I help people charged in a couple different Courts. If you were charged in Yellowstone or Grand Teton, then you’re in Federal Court, specifically the U.S. District Court for Wyoming.
If you were charged in Teton, Sublette or Lincoln County, then you’re in State Court. If you were charged in Jackson, you may be in Municipal Court.
Each Court follows different rules, and each Judge has different preferences.
In Federal Court, it’s Rule 43 of the Federal Rules of Criminal Procedure. Rule 43 states:
(a) When Required. Unless this rule, Rule 5, or Rule 10 provides otherwise, the defendant must be present at:
(1) the initial appearance, the initial arraignment, and the plea;
(2) every trial stage, including jury impanelment and the return of the verdict; and
(b) When Not Required. A defendant need not be present under any of the following circumstances:
(1) Organizational Defendant. The defendant is an organization represented by counsel who is present.
(2) Misdemeanor Offense. The offense is punishable by fine or by imprisonment for not more than one year, or both, and with the defendant’s written consent, the court permits arraignment, plea, trial, and sentencing to occur by video teleconferencing or in the defendant’s absence.
(3) Conference or Hearing on a Legal Question. The proceeding involves only a conference or hearing on a question of law.
(4) Sentence Correction. The proceeding involves the correction or reduction of sentence under Rule 35 or 18 U.S.C. §3582 (c).

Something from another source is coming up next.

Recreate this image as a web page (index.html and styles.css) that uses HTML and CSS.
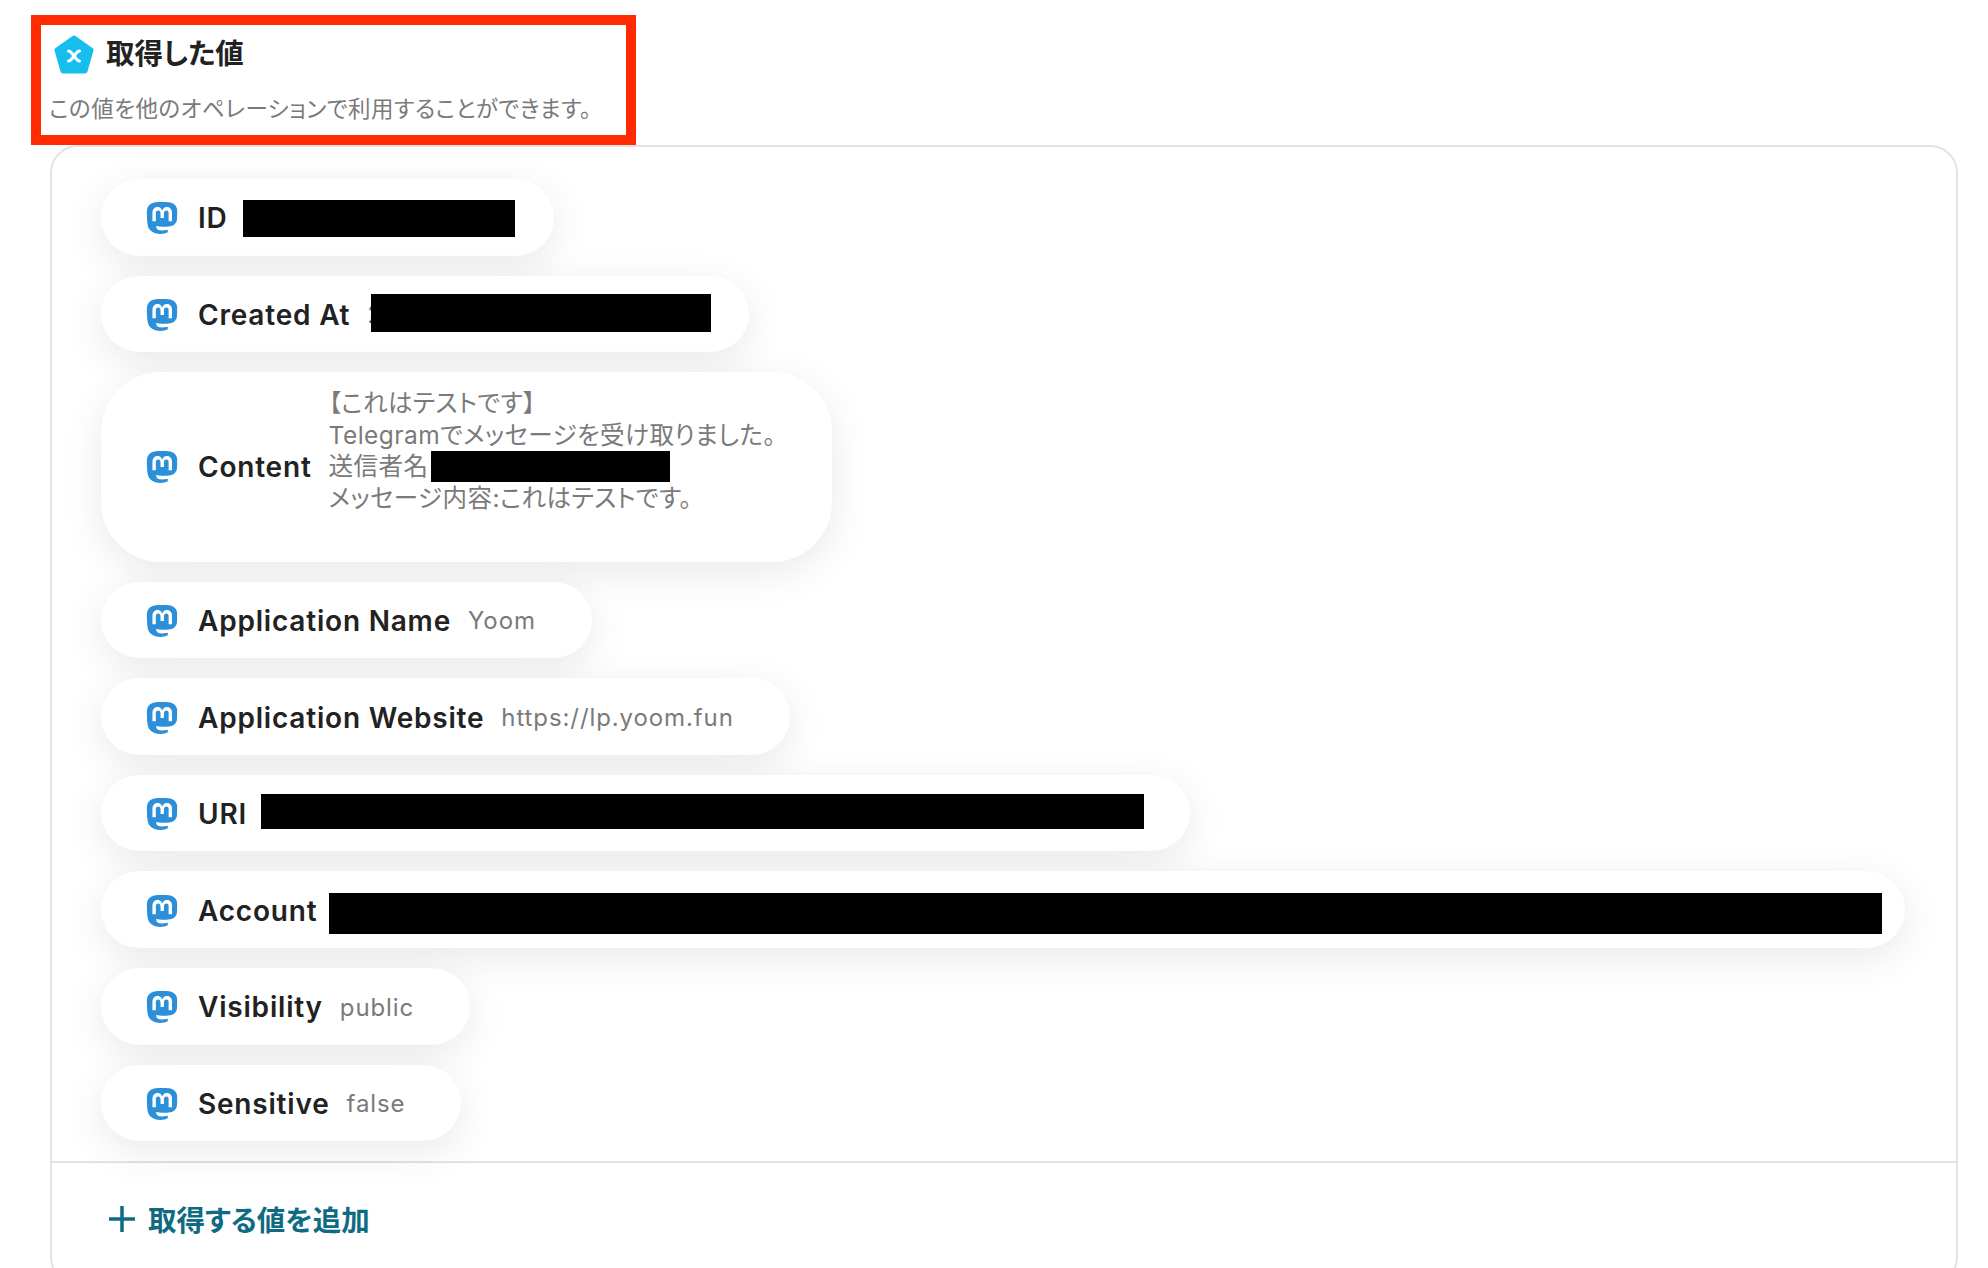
FILE: index.html
```html
<!DOCTYPE html>

<html lang="ja">
    <head>
        <title>取得した値</title>
        <link rel="stylesheet" href="styles.css">
    </head>
    <body>
        <svg class="defs" width="0" height="0">
            <symbol id="mastodon" viewBox="0 0 24 24">
                <path d="M23.268 5.313c-.35-2.578-2.617-4.61-5.304-5.004C17.51.242 15.792 0 11.813 0h-.03c-3.98 0-4.835.242-5.288.309C3.882.692 1.496 2.518.917 5.127.64 6.412.61 7.837.661 9.143c.074 1.874.088 3.745.26 5.611.118 1.24.325 2.47.62 3.68.55 2.237 2.777 4.098 4.96 4.857 2.336.792 4.849.923 7.256.38.265-.061.527-.132.786-.213.585-.184 1.27-.39 1.774-.753a.057.057 0 0 0 .023-.043v-1.809a.052.052 0 0 0-.02-.041.053.053 0 0 0-.046-.01 20.282 20.282 0 0 1-4.709.545c-2.73 0-3.463-1.284-3.674-1.818a5.593 5.593 0 0 1-.319-1.433.053.053 0 0 1 .066-.054c1.517.363 3.072.546 4.632.546.376 0 .75 0 1.125-.01 1.57-.044 3.224-.124 4.768-.422.038-.008.077-.015.11-.024 2.435-.464 4.753-1.92 4.989-5.604.008-.145.03-1.52.03-1.67.002-.512.167-3.63-.024-5.545zm-3.748 9.195h-2.561V8.29c0-1.309-.55-1.976-1.67-1.976-1.23 0-1.846.79-1.846 2.35v3.403h-2.546V8.663c0-1.56-.617-2.35-1.848-2.35-1.112 0-1.668.668-1.67 1.977v6.218H4.822V8.102c0-1.31.337-2.35 1.011-3.12.696-.77 1.608-1.164 2.74-1.164 1.311 0 2.302.5 2.962 1.498l.638 1.06.638-1.06c.66-.999 1.65-1.498 2.96-1.498 1.13 0 2.043.395 2.74 1.164.675.77 1.012 1.81 1.012 3.12z"/>
            </symbol>
        </svg>

        <div class="heading-box">
            <div class="heading-title">
                <svg class="heading-icon" viewBox="0 0 40 40">
                    <path class="heading-shape" d="M20 3 L37 15 L31 36 L9 36 L3 15 Z"/>
                    <path class="heading-mark" d="M14.5 16 C17 16 18 18.5 20 21 C22 23.5 23 26 25.5 26 M25.5 16 C23 16 22 18.5 20 21 C18 23.5 17 26 14.5 26"/>
                </svg>
                <h2>取得した値</h2>
            </div>
            <p>この値を他のオペレーションで利用することができます。</p>
        </div>

        <div class="panel">
            <div class="pill-list">
                <div class="pill">
                    <svg class="pill-icon"><use href="#mastodon"/></svg>
                    <span class="pill-label">ID</span>
                    <span class="redact redact-id"></span>
                </div>
                <div class="pill">
                    <svg class="pill-icon"><use href="#mastodon"/></svg>
                    <span class="pill-label">Created At</span>
                    <span class="pill-value">2</span>
                    <span class="redact redact-created"></span>
                </div>
                <div class="pill pill-tall">
                    <svg class="pill-icon"><use href="#mastodon"/></svg>
                    <span class="pill-label">Content</span>
                    <div class="pill-value pill-text">
                        <div>【これはテストです】</div>
                        <div>Telegramでメッセージを受け取りました。</div>
                        <div>送信者名 <span class="redact redact-sender"></span></div>
                        <div>メッセージ内容:これはテストです。</div>
                        <div>&nbsp;</div>
                    </div>
                </div>
                <div class="pill">
                    <svg class="pill-icon"><use href="#mastodon"/></svg>
                    <span class="pill-label">Application Name</span>
                    <span class="pill-value">Yoom</span>
                </div>
                <div class="pill">
                    <svg class="pill-icon"><use href="#mastodon"/></svg>
                    <span class="pill-label">Application Website</span>
                    <span class="pill-value">https://lp.yoom.fun</span>
                </div>
                <div class="pill">
                    <svg class="pill-icon"><use href="#mastodon"/></svg>
                    <span class="pill-label">URI</span>
                    <span class="redact redact-uri"></span>
                </div>
                <div class="pill">
                    <svg class="pill-icon"><use href="#mastodon"/></svg>
                    <span class="pill-label">Account</span>
                    <span class="redact redact-account"></span>
                </div>
                <div class="pill">
                    <svg class="pill-icon"><use href="#mastodon"/></svg>
                    <span class="pill-label">Visibility</span>
                    <span class="pill-value">public</span>
                </div>
                <div class="pill">
                    <svg class="pill-icon"><use href="#mastodon"/></svg>
                    <span class="pill-label">Sensitive</span>
                    <span class="pill-value">false</span>
                </div>
            </div>
            <div class="add-row">
                <svg class="add-icon" viewBox="0 0 26 26">
                    <path d="M13 0 V26 M0 13 H26"/>
                </svg>
                <span>取得する値を追加</span>
            </div>
        </div>
    </body>
</html>
```

FILE: styles.css
```css
html, body {
  height: 100%;
}

body {
  margin: 0;
  padding: 15px 0 0;
  box-sizing: border-box;
  overflow: hidden;
  background: #fff;
  font-family: Inter, "Noto Sans CJK JP", sans-serif;
}

.defs {
  position: absolute;
}

.heading-box {
  width: 605px;
  height: 130px;
  margin-left: 31px;
  padding: 7px 0 0 8px;
  box-sizing: border-box;
  border: 10px solid #ff2a00;
}

.heading-title {
  display: flex;
  align-items: center;
  gap: 12px;
  margin-left: 5px;
}

.heading-icon {
  width: 40px;
  height: 40px;
  flex: none;
  margin-top: 3px;
}

.heading-shape {
  fill: #17bdec;
  stroke: #17bdec;
  stroke-width: 5;
  stroke-linejoin: round;
}

.heading-mark {
  fill: none;
  stroke: #fff;
  stroke-width: 3;
  stroke-linecap: round;
}

.heading-box h2 {
  margin: 0;
  font-size: 28.5px;
  font-weight: 700;
  line-height: 40px;
  color: #222;
  font-feature-settings: "palt";
}

.heading-box p {
  margin: 18px 0 0;
  font-size: 22.5px;
  line-height: 32px;
  letter-spacing: 0.5px;
  color: #7a7a7a;
  font-feature-settings: "palt";
}

.panel {
  width: 1908px;
  height: 1140px;
  margin-left: 50px;
  box-sizing: border-box;
  border: 2px solid #e3e3e3;
  border-radius: 28px;
}

.pill-list {
  display: flex;
  flex-direction: column;
  align-items: flex-start;
  gap: 20px;
  height: 1016px;
  padding: 32px 0 0 49px;
  box-sizing: border-box;
  border-bottom: 2px solid #e3e3e3;
}

.pill {
  display: flex;
  align-items: center;
  min-height: 76.6px;
  padding: 2px 56px 0 45px;
  box-sizing: border-box;
  background: #fff;
  border-radius: 39px;
  box-shadow: 0 10px 40px rgba(0, 0, 0, 0.09);
}

.pill-tall {
  border-radius: 60px;
  padding-top: 16px;
  padding-bottom: 16px;
}

.pill-icon {
  width: 32px;
  height: 32px;
  flex: none;
  margin-right: 20px;
  fill: #2b90d9;
}

.pill-label {
  font-size: 28px;
  font-weight: 600;
  letter-spacing: 0.8px;
  color: #222;
  white-space: nowrap;
}

.pill-value {
  margin-left: 17px;
  font-size: 24px;
  line-height: 31.5px;
  letter-spacing: 0.9px;
  color: #7a7a7a;
  white-space: nowrap;
}

.pill-text {
  letter-spacing: 0.45px;
  font-size: 24.5px;
  font-feature-settings: "palt";
}

.redact {
  display: block;
  background: #000;
}

.redact-id {
  width: 272px;
  height: 37px;
  margin: 0 -17px 0 15px;
}

.redact-created {
  width: 340px;
  height: 38px;
  margin: -4px -18px 0 -12px;
}

.redact-sender {
  display: inline-block;
  width: 239px;
  height: 31px;
  margin-left: -5px;
  vertical-align: top;
}

.redact-uri {
  width: 883px;
  height: 35px;
  margin: -6px -10px 0 14px;
}

.redact-account {
  width: 1553px;
  height: 41px;
  margin: 6px -33px 0 12px;
}

.add-row {
  display: flex;
  align-items: center;
  gap: 13px;
  padding: 35px 0 0 57px;
  font-size: 28.5px;
  font-weight: 700;
  color: #0f6b82;
  font-feature-settings: "palt";
}

.add-icon {
  width: 26px;
  height: 26px;
  flex: none;
}

.add-icon path {
  fill: none;
  stroke: #0f6b82;
  stroke-width: 3.5;
}
```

(c) Waiving Continued Presence.
(1) In General. A defendant who was initially present at trial, or who had pleaded guilty or nolo contendere, waives the right to be present under the following circumstances:
(A) when the defendant is voluntarily absent after the trial has begun, regardless of whether the court informed the defendant of an obligation to remain during trial;
(B) in a noncapital case, when the defendant is voluntarily absent during sentencing; or
(C) when the court warns the defendant that it will remove the defendant from the courtroom for disruptive behavior, but the defendant persists in conduct that justifies removal from the courtroom.

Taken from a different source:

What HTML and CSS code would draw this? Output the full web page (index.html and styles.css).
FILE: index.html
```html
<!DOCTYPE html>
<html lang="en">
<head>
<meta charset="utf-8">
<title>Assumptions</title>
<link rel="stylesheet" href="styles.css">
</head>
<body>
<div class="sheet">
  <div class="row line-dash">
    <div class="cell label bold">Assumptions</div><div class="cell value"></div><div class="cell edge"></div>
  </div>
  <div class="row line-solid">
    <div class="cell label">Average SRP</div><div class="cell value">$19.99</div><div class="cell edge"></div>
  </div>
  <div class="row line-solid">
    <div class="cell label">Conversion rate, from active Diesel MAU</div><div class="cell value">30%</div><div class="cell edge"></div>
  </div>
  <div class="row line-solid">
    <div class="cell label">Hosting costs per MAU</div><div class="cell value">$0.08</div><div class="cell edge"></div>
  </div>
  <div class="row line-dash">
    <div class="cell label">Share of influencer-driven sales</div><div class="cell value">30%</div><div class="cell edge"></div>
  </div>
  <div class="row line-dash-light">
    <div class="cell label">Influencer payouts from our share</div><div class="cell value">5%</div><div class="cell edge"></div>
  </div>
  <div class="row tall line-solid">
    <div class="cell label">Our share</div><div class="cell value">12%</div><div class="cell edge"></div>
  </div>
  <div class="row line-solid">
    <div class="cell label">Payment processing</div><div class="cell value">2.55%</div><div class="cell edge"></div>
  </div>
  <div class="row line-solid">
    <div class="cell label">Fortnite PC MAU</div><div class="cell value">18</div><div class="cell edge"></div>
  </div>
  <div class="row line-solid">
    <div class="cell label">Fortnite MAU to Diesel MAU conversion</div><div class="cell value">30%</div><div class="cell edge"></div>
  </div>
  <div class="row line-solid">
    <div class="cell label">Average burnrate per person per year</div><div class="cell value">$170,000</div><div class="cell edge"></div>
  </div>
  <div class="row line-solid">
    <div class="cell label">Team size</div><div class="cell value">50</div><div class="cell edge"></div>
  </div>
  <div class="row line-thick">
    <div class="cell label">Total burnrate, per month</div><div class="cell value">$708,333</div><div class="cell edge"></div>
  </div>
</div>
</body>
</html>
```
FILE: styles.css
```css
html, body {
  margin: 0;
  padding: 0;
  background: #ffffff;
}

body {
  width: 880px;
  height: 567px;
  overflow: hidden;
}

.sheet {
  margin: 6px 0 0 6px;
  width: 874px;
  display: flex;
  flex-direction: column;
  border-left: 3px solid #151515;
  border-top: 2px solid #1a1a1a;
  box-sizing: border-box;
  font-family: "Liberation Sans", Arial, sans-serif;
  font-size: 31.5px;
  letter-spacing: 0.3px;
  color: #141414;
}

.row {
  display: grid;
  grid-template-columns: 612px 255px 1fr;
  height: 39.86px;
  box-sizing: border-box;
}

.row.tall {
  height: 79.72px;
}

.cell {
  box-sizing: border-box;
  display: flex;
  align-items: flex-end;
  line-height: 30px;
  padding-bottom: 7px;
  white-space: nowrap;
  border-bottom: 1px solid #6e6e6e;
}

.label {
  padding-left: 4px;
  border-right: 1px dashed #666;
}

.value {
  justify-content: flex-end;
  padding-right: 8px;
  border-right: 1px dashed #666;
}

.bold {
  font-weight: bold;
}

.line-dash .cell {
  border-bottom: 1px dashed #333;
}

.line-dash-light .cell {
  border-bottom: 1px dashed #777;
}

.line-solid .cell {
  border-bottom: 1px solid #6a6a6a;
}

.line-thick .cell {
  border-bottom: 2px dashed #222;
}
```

(2) Waiver’s Effect. If the defendant waives the right to be present, the trial may proceed to completion, including the verdict’s return and sentencing, during the defendant’s absence.
What does this mean for you?
If it’s a misdemeanor (anything punishable by less than one year in jail, such as Driving Under the Influence or Possession of a Controlled Substance), then you can waive your presence. The Court requires a written waiver, but does not require “wet ink” signature. That means your attorney can email you a document, you can sign it and then return it to your attorney, who files it with the Court. Then, for certain kinds of hearings, you can appear by phone. For example, you can appear by phone at a sentencing hearing. But you can’t appear by phone at a trial (although, I suppose you could ask for special permission).

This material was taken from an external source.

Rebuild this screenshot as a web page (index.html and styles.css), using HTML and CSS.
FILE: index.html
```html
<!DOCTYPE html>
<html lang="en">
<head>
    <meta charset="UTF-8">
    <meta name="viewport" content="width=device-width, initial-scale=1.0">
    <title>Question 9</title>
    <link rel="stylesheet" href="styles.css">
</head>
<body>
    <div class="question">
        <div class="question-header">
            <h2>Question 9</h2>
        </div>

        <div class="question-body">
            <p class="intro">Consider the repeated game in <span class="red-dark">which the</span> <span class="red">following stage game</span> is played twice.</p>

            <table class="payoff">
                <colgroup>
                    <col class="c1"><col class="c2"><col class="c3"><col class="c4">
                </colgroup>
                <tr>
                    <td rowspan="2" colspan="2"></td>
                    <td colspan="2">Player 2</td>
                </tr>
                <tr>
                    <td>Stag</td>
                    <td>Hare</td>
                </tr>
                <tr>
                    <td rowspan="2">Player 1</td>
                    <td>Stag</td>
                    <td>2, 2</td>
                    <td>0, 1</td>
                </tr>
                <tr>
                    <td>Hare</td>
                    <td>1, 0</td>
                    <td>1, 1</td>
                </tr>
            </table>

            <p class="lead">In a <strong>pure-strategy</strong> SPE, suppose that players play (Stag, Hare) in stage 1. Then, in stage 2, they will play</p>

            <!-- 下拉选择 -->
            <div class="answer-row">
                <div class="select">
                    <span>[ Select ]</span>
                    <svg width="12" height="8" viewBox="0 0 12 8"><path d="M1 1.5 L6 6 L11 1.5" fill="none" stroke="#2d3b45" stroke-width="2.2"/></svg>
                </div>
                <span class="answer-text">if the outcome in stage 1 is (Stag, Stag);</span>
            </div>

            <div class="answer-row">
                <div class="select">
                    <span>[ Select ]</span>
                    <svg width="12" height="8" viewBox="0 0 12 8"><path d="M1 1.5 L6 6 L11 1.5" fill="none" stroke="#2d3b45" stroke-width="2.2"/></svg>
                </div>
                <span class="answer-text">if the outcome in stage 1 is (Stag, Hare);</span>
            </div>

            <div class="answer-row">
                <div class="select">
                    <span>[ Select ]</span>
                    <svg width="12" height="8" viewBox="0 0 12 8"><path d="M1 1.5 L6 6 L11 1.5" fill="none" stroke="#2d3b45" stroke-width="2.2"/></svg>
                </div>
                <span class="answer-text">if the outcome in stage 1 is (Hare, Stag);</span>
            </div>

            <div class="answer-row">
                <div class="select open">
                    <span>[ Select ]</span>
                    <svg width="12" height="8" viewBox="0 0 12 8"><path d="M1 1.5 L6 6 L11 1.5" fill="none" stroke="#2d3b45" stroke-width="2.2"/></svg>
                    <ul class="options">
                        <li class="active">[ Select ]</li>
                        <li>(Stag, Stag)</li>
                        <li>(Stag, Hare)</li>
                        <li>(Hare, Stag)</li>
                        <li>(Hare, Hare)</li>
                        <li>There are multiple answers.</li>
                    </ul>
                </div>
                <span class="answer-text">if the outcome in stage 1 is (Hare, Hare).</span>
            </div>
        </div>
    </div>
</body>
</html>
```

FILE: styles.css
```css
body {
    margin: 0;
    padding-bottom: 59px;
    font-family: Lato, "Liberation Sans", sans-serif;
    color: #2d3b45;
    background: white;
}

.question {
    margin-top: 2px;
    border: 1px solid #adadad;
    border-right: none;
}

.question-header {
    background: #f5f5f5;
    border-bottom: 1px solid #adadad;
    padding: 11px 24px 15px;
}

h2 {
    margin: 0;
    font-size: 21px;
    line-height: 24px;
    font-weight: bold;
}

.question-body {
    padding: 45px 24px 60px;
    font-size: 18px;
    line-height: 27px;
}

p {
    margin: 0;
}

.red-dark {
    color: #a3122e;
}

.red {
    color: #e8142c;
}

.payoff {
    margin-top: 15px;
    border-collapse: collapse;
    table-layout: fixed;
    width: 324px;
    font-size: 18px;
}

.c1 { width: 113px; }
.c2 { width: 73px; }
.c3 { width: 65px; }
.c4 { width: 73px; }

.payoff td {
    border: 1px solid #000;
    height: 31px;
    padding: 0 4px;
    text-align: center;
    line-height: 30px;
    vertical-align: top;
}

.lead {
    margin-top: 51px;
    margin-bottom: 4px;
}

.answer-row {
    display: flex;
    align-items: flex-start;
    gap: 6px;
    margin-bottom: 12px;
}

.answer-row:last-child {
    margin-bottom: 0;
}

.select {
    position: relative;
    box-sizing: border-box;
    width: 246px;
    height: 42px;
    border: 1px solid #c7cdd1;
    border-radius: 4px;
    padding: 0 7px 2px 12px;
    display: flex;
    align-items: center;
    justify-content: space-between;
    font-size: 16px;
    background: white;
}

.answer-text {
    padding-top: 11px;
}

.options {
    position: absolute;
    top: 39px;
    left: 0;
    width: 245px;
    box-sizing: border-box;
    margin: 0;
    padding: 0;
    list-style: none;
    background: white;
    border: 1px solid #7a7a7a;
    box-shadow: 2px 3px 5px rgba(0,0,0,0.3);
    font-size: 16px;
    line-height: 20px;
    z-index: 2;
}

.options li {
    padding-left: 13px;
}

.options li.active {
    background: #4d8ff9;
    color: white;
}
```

In State Court, it’s Rule 43 of the Wyoming Rules of Criminal Procedure. Rule 43 states:
Presence of Defendant.(a) Presence required. – The defendant shall be present at the initial appearance at the arraignment, at the time of the plea, at every stage of the trial including the impaneling of the jury and the return of the verdict, and at the imposition of sentence, except as otherwise provided by this rule.(b) Continued presence not required. – The further progress of the trial to and including the return of the verdict shall not be prevented and the defendant shall be considered to have waived the right to be present whenever a defendant, initially present:(1) Is voluntarily absent after the trial has commenced (whether or not the defendant has been informed by the court of the obligation to remain during the trial); or(2) After being warned by the court that disruptive conduct will cause the removal of the defendant from the courtroom, persists in conduct which is such as to justify exclusion from the courtroom.(c) Presence not required. – A defendant need not be present in the following situations:(1) A corporation may appear by counsel for all purposes;(2) In prosecutions for offenses punishable by fine or by imprisonment for not more than one year or both, the court, with the written consent of the defendant, may permit arraignment, plea, trial, and imposition of sentence in the defendant’s absence;(3) At a conference or argument upon a question of law; and(4) At a reduction of sentence under Rule 35.
What does this mean for you?
Under W.R.Cr.P. 43(c)(2), if it’s a misdemeanor (anything punishable by less than one year in jail, such as Driving Under the Influence or Possession of a Controlled Substance), then you can waive your presence. The Court requires a written waiver, but does not require “wet ink” signature. That means your attorney can email you a document, you can sign it and then return it to your attorney, who files it with the Court. Then, for certain kinds of hearings, you can appear by phone. You can appear by phone at a conference upon a question of law. So if your attorney is making a purely legal argument, then you don’t need to be there. If you can get the judge to sign off on it, you don’t need to be there for a plea. While the rule allows you to be absent at a trial, I doubt the judge would agree to that, absent extraordinary circumstances.